The decision to allow a business park plan bordering a Lake Wylie neighborhood has been delayed.
York County Council voted Tuesday to defer third and final reading on a rezoning for almost 5 acres at 4581 Charlotte Highway. Council members wanted to give the landowner and neighbors more time to settle their differences.
“I’m struggling with this in a major, major way,” said Councilman Bruce Henderson. “Danged if I do and danged if I don’t. But I do believe there’s a little more communication that could be considered.”
Both parties addressed Council Aug. 6. Property owner Russell Davey said he and neighbors have agreed on about 90 percent of the issues residents had with the proposed commercial development near some homes in the River Hills Plantation gated community. A few issues remain.
Councilwoman Christi Cox said “it’s always better to have something you agree to,” rather than having Council decide.
Councilman Chad Williams wasn’t in favor of deferring, with both parties having met multiple times.
“It sounds like they’ve discussed all they can discuss, and they’re asking for us to decide,” he said. “Deferral without direction is not good at this point.”
Chairman Britt Blackwell agreed, but said Henderson knows the area and had enough support to delay the decision.
“Next meeting,” Blackwell said, “we need to make a decision.”
Davey has operated his business Pak-Tec Inc., an industrial distributor, for 30 years in Heritage Park. It also backs up to the neighborhood. He sees the need for more office space in Lake Wylie. He’d like to use his residential land to build a small business center.
“It just doesn’t exist,” Davey said. “There’s no facilities, almost none, in Lake Wylie for small businesses.”
He wants to relocate and expand his business, while offer about 15 office spaces.
“We need more of that in Lake Wylie,” Davey said. “I’ve outgrown where I’m at.

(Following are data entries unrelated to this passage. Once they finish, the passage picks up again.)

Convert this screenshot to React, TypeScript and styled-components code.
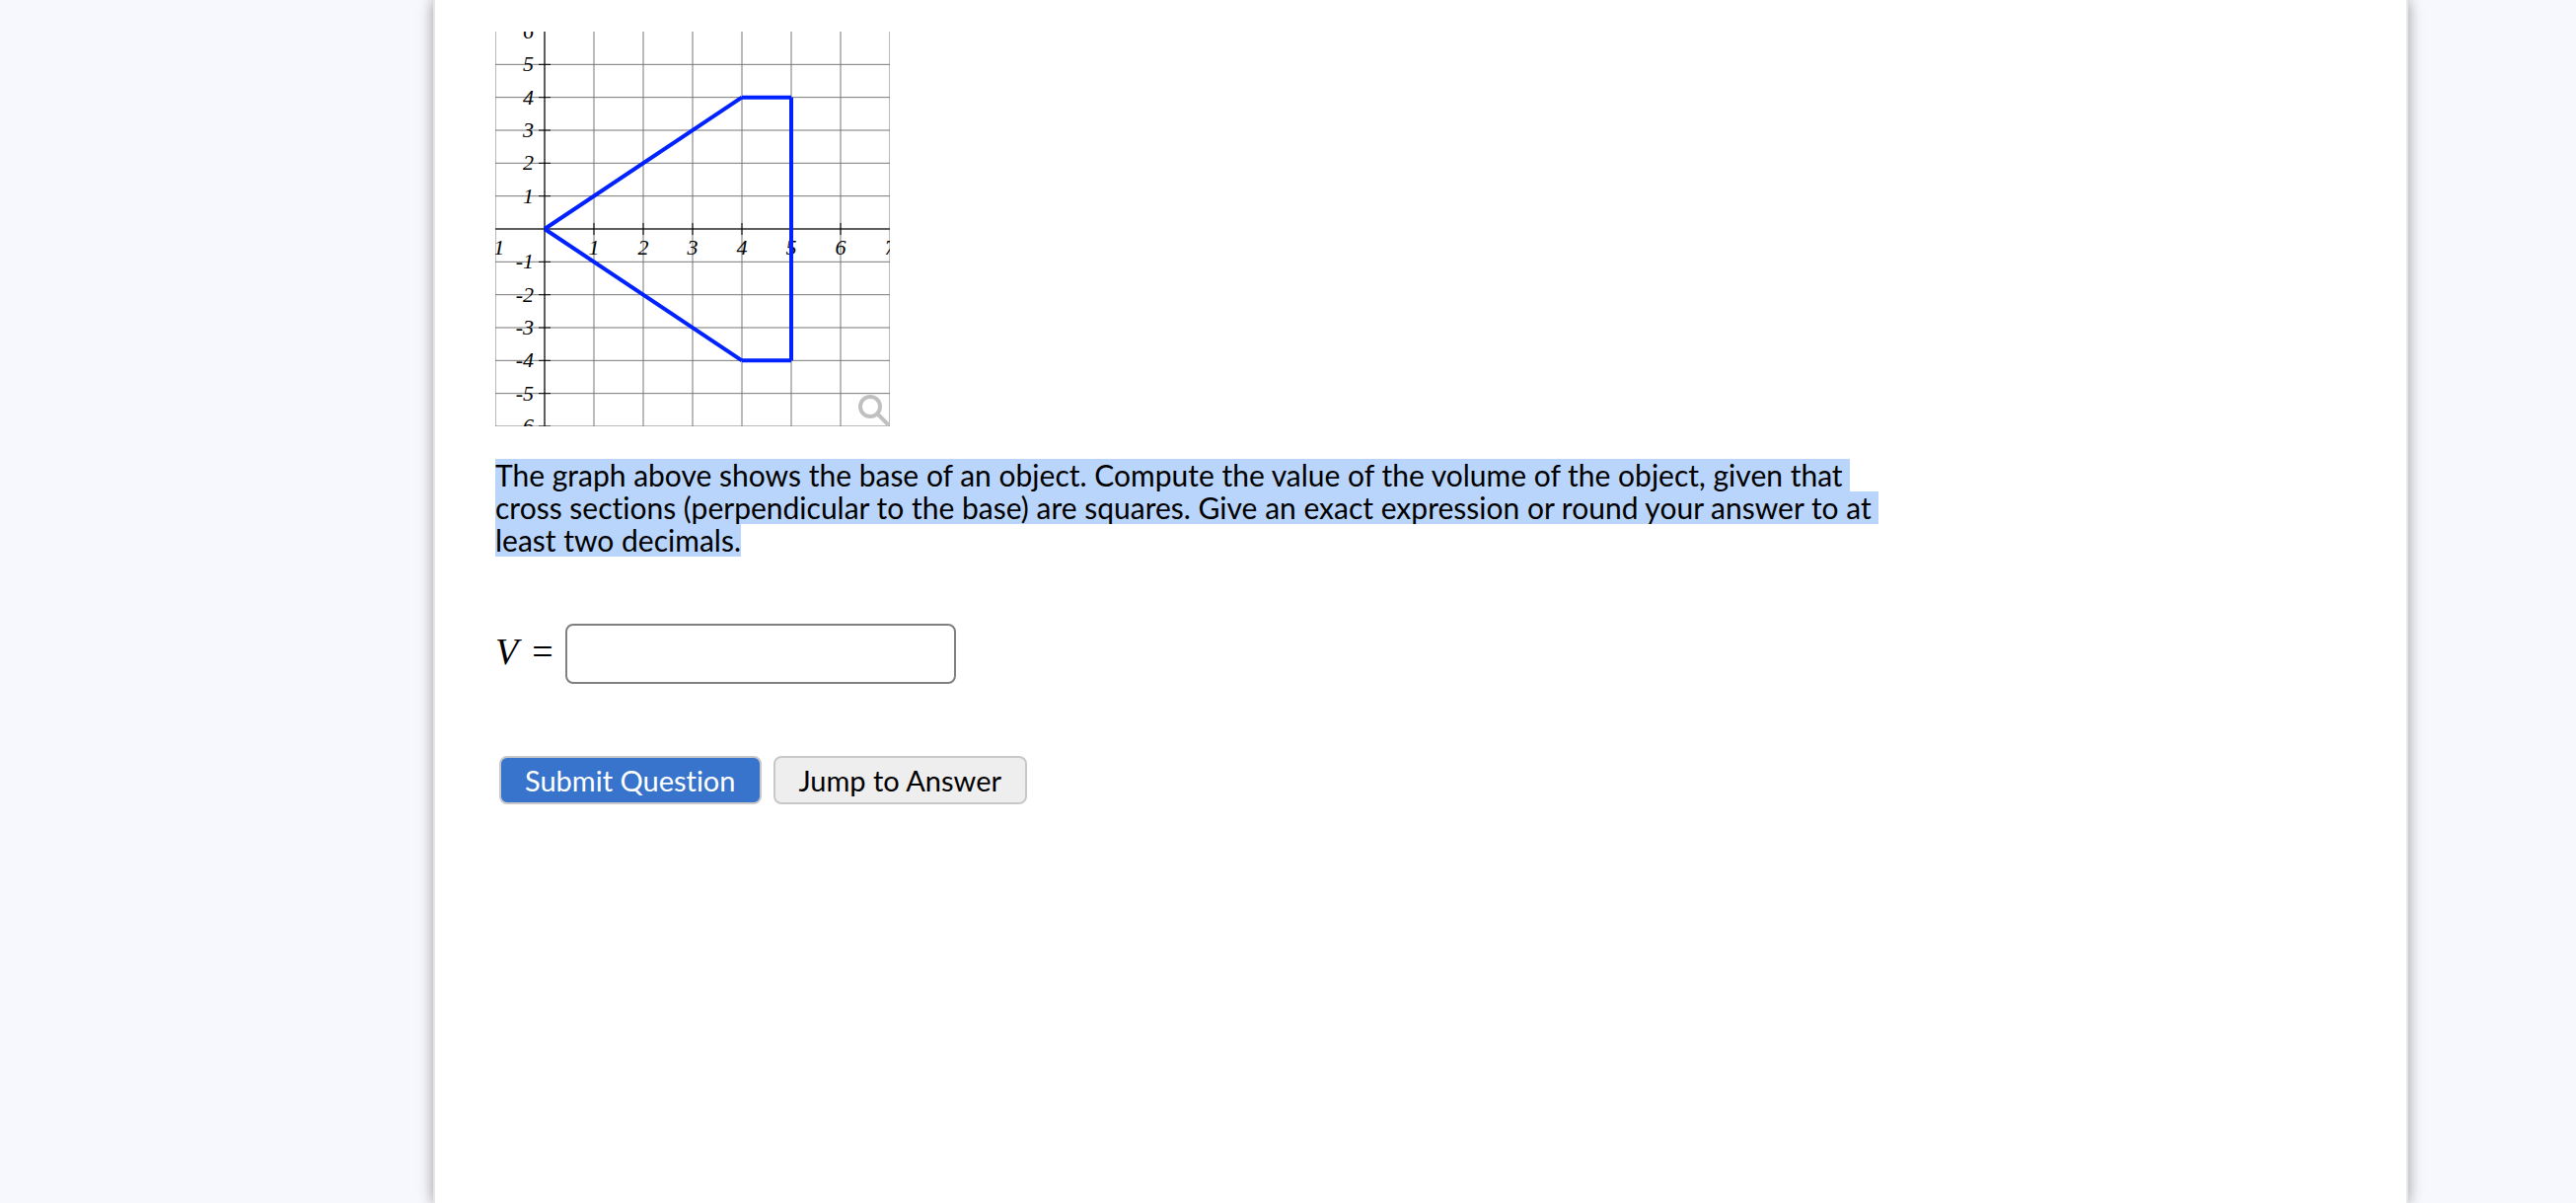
import React from "react";
import styled, { createGlobalStyle } from "styled-components";

const GlobalStyle = createGlobalStyle`
  * { box-sizing: border-box; }
  body {
    margin: 0;
    background: #f6f8fd;
    color: #000;
    font-family: Lato, "Open Sans", sans-serif;
    font-size: 30px;
    font-variant-ligatures: none;
    line-height: 33px;
  }
`;

const Page = styled.div`
  display: flex;
  min-height: 100vh;
  padding: 0 170px 0 439px;
`;

const Sheet = styled.main`
  flex: 1;
  min-width: 0;
  padding: 32px 61px;
  background: #fff;
  border: solid #e6e6e4;
  border-width: 0 2px;
  box-shadow: 0 0 14px rgba(0, 0, 0, 0.38);
`;

const Question = styled.form`
  display: flex;
  flex-direction: column;
  align-items: flex-start;
`;

const Graph = styled.svg`
  display: block;
  width: 400px;
  height: 400px;
  overflow: hidden;
`;

const GraphLabel = styled.text`
  font: italic 22px "Liberation Serif", serif;
`;

const Prompt = styled.p`
  margin: 33px 0 0;
`;

const Line = styled.span`
  display: block;
  width: fit-content;
  background: #b9d5fb;
  white-space: pre;
`;

const AnswerRow = styled.div`
  display: flex;
  align-items: center;
  gap: 12px;
  margin-top: 68px;
`;

const AnswerLabel = styled.label`
  display: flex;
  gap: 14px;
  padding-bottom: 4px;
  font-family: "Liberation Serif", serif;
  font-size: 38px;
`;

const AnswerInput = styled.input`
  width: 396px;
  height: 61px;
  padding: 8px 12px;
  border: 2px solid #808080;
  border-radius: 8px;
  background: #fff;
  font: inherit;
`;

const Actions = styled.div`
  display: flex;
  gap: 12px;
  margin: 73px 0 0 4px;
`;

const Button = styled.button<{ $primary?: boolean }>`
  height: 49px;
  padding: 0 24px;
  border: 2px solid #c8c8c8;
  border-radius: 8px;
  background: ${(p) => (p.$primary ? "#3874cb" : "#eee")};
  color: ${(p) => (p.$primary ? "#fff" : "#000")};
  font: inherit;
  font-size: 29px;
  font-variant-ligatures: none;
  white-space: nowrap;
  cursor: pointer;
`;

const px = (x: number) => 50 + x * 50;
const py = (y: number) => 200 - (y * 100) / 3;

const columns = [-1, 0, 1, 2, 3, 4, 5, 6, 7];
const rows = [5, 4, 3, 2, 1, 0, -1, -2, -3, -4, -5, -6];
const shape = [[0, 0], [4, 4], [5, 4], [5, -4], [4, -4], [0, 0]];

function BaseGraph() {
  return (
    <Graph viewBox="0 0 400 400" role="img" aria-label="Base of the object">
      <g stroke="#777">
        {columns.map((x) => <line key={x} x1={px(x)} x2={px(x)} y1={0} y2={400} />)}
        {rows.map((y) => <line key={y} x1={0} x2={400} y1={py(y)} y2={py(y)} />)}
      </g>
      <g stroke="#000">
        <line x1={50} x2={50} y1={0} y2={400} />
        <line x1={0} x2={400} y1={200} y2={200} />
        {columns.filter((x) => x > 0 && x < 7).map((x) => (
          <line key={x} x1={px(x)} x2={px(x)} y1={194} y2={206} />
        ))}
        {rows.filter((y) => y !== 0).map((y) => (
          <line key={y} x1={44} x2={56} y1={py(y)} y2={py(y)} />
        ))}
      </g>
      {columns.filter((x) => x !== 0).map((x) => (
        <GraphLabel key={x} x={px(x)} y={226} textAnchor="middle">{x}</GraphLabel>
      ))}
      {[6, ...rows].filter((y) => y !== 0).map((y) => (
        <GraphLabel key={y} x={39} y={py(y) + 7} textAnchor="end">{y}</GraphLabel>
      ))}
      <g stroke="#0022ff" strokeWidth={4}>
        {shape.slice(1).map(([x, y], i) => (
          <line key={i} x1={px(shape[i][0])} y1={py(shape[i][1])} x2={px(x)} y2={py(y)} />
        ))}
      </g>
      <g stroke="#c0c0c0" strokeWidth={4} fill="none">
        <circle cx={380} cy={380} r={10} />
        <path d="M387 387L399 399" />
      </g>
    </Graph>
  );
}

export default function App() {
  return (
    <>
      <GlobalStyle />
      <Page>
        <Sheet>
          <Question onSubmit={(e) => e.preventDefault()}>
            <BaseGraph />
            <Prompt>
              <Line>{"The graph above shows the base of an object. Compute the value of the volume of the object, given that "}</Line>
              <Line>{"cross sections (perpendicular to the base) are squares. Give an exact expression or round your answer to at "}</Line>
              <Line>{"least two decimals."}</Line>
            </Prompt>
            <AnswerRow>
              <AnswerLabel htmlFor="volume"><i>V</i><span>=</span></AnswerLabel>
              <AnswerInput id="volume" type="text" autoComplete="off" />
            </AnswerRow>
            <Actions>
              <Button type="submit" $primary>Submit Question</Button>
              <Button type="button">Jump to Answer</Button>
            </Actions>
          </Question>
        </Sheet>
      </Page>
    </>
  );
}
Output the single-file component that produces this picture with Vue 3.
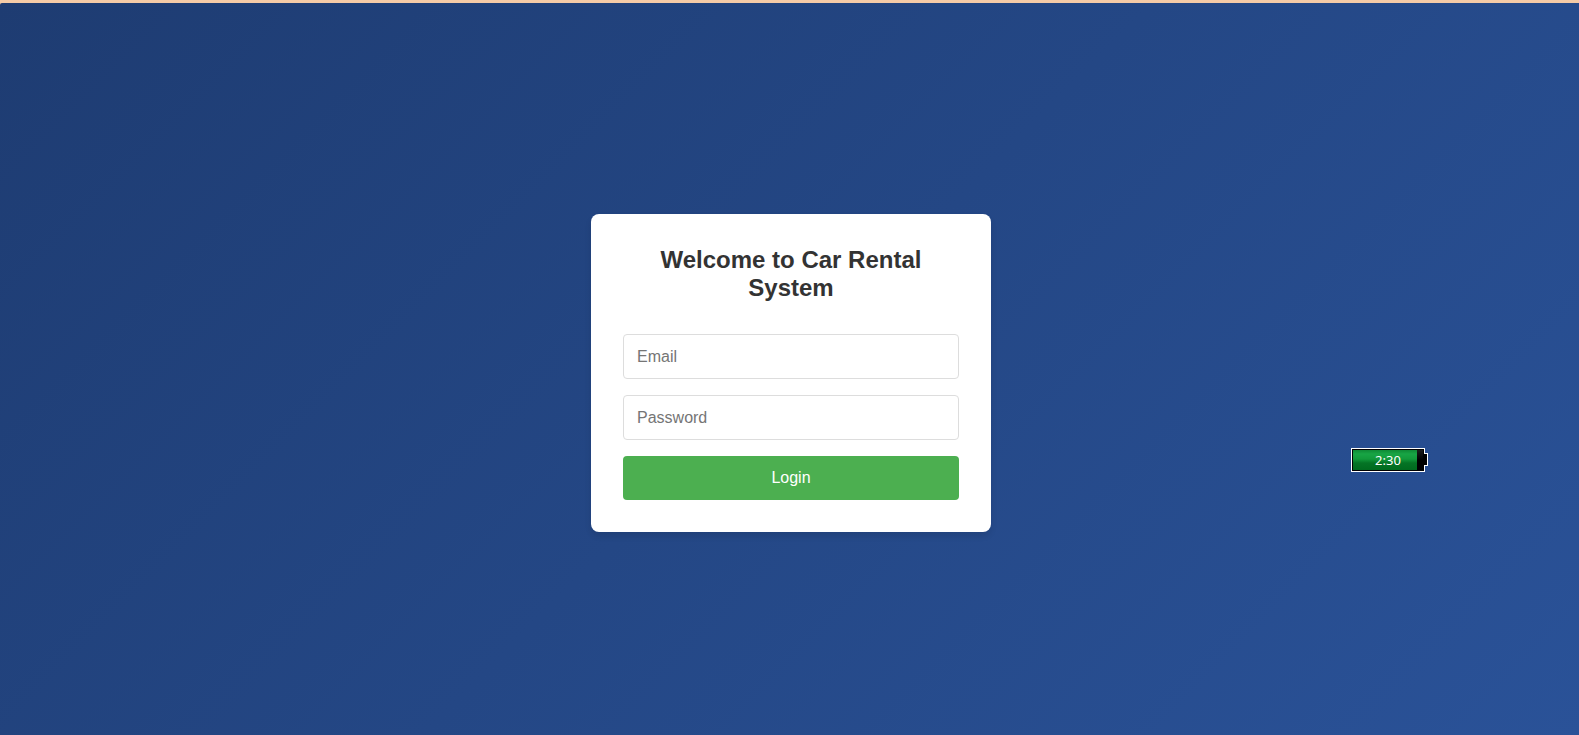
<script setup>
import { ref } from 'vue'

const email = ref('')
const password = ref('')
const remaining = '2:30'
</script>

<template>
  <div class="page">
    <div class="strip"></div>
    <main class="backdrop">
      <form class="card" @submit.prevent>
        <h1 class="title">Welcome to Car Rental System</h1>
        <input v-model="email" class="field" type="email" placeholder="Email" aria-label="Email" />
        <input v-model="password" class="field" type="password" placeholder="Password" aria-label="Password" />
        <button class="login" type="submit">Login</button>
      </form>
    </main>
    <div class="battery">
      <svg class="shell" width="77" height="24" viewBox="0 0 77 24" shape-rendering="crispEdges" aria-hidden="true">
        <defs>
          <linearGradient id="charge" x1="0" y1="0" x2="0" y2="1">
            <stop offset="0" stop-color="#0f8a35" />
            <stop offset="0.2" stop-color="#18a545" />
            <stop offset="0.45" stop-color="#129a3b" />
            <stop offset="0.65" stop-color="#047425" />
            <stop offset="1" stop-color="#006a1e" />
          </linearGradient>
          <linearGradient id="empty" x1="0" y1="0" x2="0" y2="1">
            <stop offset="0" stop-color="#1c1c1c" />
            <stop offset="0.5" stop-color="#000" />
          </linearGradient>
        </defs>
        <path d="M0 0H74V5H77V18H74V24H0Z" fill="#fff" />
        <path d="M1 1H73V6H76V17H73V23H1Z" fill="#000" />
        <rect x="66" y="2" width="6" height="20" fill="url(#empty)" />
        <rect x="2" y="2" width="64" height="20" fill="url(#charge)" />
      </svg>
      <span class="time">{{ remaining }}</span>
    </div>
  </div>
</template>

<style>
body {
  margin: 0;
}
</style>

<style scoped>
.page {
  position: relative;
  display: flex;
  flex-direction: column;
  min-height: 100vh;
  background: #f5cba7;
  font-family: "Liberation Sans", Arial, sans-serif;
}

.strip {
  height: 3px;
}

.backdrop {
  flex: 1;
  display: flex;
  align-items: center;
  justify-content: center;
  padding: 8px 0 0 3px;
  border-top-left-radius: 2px;
  background: linear-gradient(135deg, #1e3c72, #2a5298);
}

.card {
  box-sizing: border-box;
  display: flex;
  flex-direction: column;
  gap: 16px;
  width: 100%;
  max-width: 400px;
  padding: 32px;
  border-radius: 8px;
  background: #fff;
  box-shadow: 0 4px 6px rgba(0, 0, 0, 0.1);
}

.title {
  margin: 0 0 16px;
  color: #333;
  font-size: 24px;
  line-height: 28px;
  text-align: center;
}

.field {
  box-sizing: border-box;
  width: 100%;
  height: 45px;
  padding: 0 13px;
  border: 1px solid #ddd;
  border-radius: 4px;
  background: #fff;
  color: #333;
  font: 16px "Liberation Sans", Arial, sans-serif;
}

.field::placeholder {
  color: #757575;
  opacity: 1;
}

.login {
  height: 44px;
  padding: 0;
  border: 0;
  border-radius: 4px;
  background: #4caf50;
  color: #fff;
  font: 16px "Liberation Sans", Arial, sans-serif;
  cursor: pointer;
}

.battery {
  position: absolute;
  top: 448px;
  right: 151px;
  width: 77px;
  height: 24px;
}

.shell {
  display: block;
}

.time {
  position: absolute;
  inset: 0 3px 0 0;
  color: #fff;
  font: 13px/24px "Noto Sans", sans-serif;
  text-align: center;
}
</style>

I need a new facility.”
Davey says a petition signed by River Hills residents “was a little misleading” when it stated the new facility could have manufacturing, printing and related environmental impacts, since the zoning he wants “doesn’t allow any of that.” He agreed to take a number of uses – apartments, funeral homes, hotels, grocery stores and others – out of what the new zoning would allow.
“This is reasonable,” Davey said. “This is not what we’re all about.”
While residents point to homes on multiple sides of the property, Davey points to business development between his property and the main highway.
“I’m a continuation of a business environment,” he said.
Residents agreed negotiation has been productive, just not productive enough.
“None of them are the issues that mean the most to us,” said resident Pete Goodson. “The project doesn’t fit. It is not an appropriate project for this unique parcel.”
Goodson said the property is 600 feet from the main highway, but comes up against residential properties.
“We wouldn’t be here opposing this if this project was a continuation of existing development,” he said.
Resident Scott Clinton said the plan “frightens” his family in terms of lost property value and security. Both sides entered negotiations in good faith, he said.
“He did not agree with what I consider to be key issues,” Clinton said.
Those issues include a building height restriction residents want reduced from the allowed 50 feet, a full 50-foot undisturbed buffer, down from the original 75-foot request and limits on business deliveries between 7 p.m. and 7 a.m.
Resident Leah Youngblood said even a building cap at 40-foot would make a difference.
“These additional (agreements) are very important to our quality of life,” she said.
Karen Summers, general manager at River Hills, said her community isn’t against the development. But a few sticking points would impact residents.
“The 50-foot buffer is very, very important to us,” she said. “It’s not that big.”
Davey says he can do a 30-foot buffer within a 50-foot building setback, which both exceed county requirements.
Councilman Robert Winkler, who made the motion to defer, said he “would have some concerns the residents do.”
“If we vote on it tonight, I can’t support it,” he said.
Councilman William “Bump” Roddey pointed to another Council decision where a proposed 50-foot high building – the maximum allowed in county zoning code except in areas designated on its comprehensive land use map – caused concern on 180 acres. Maxing out the building height so much closer to homes in this case gave him pause.
Goodson said residents would be fine with a building the size of Lake Wylie Business Centre on Latitude Lane, which is about half as tall as the 50-foot mark.
“If the 50-foot roof is a sticking point for the developer, I probably won’t support it,” Roddey said.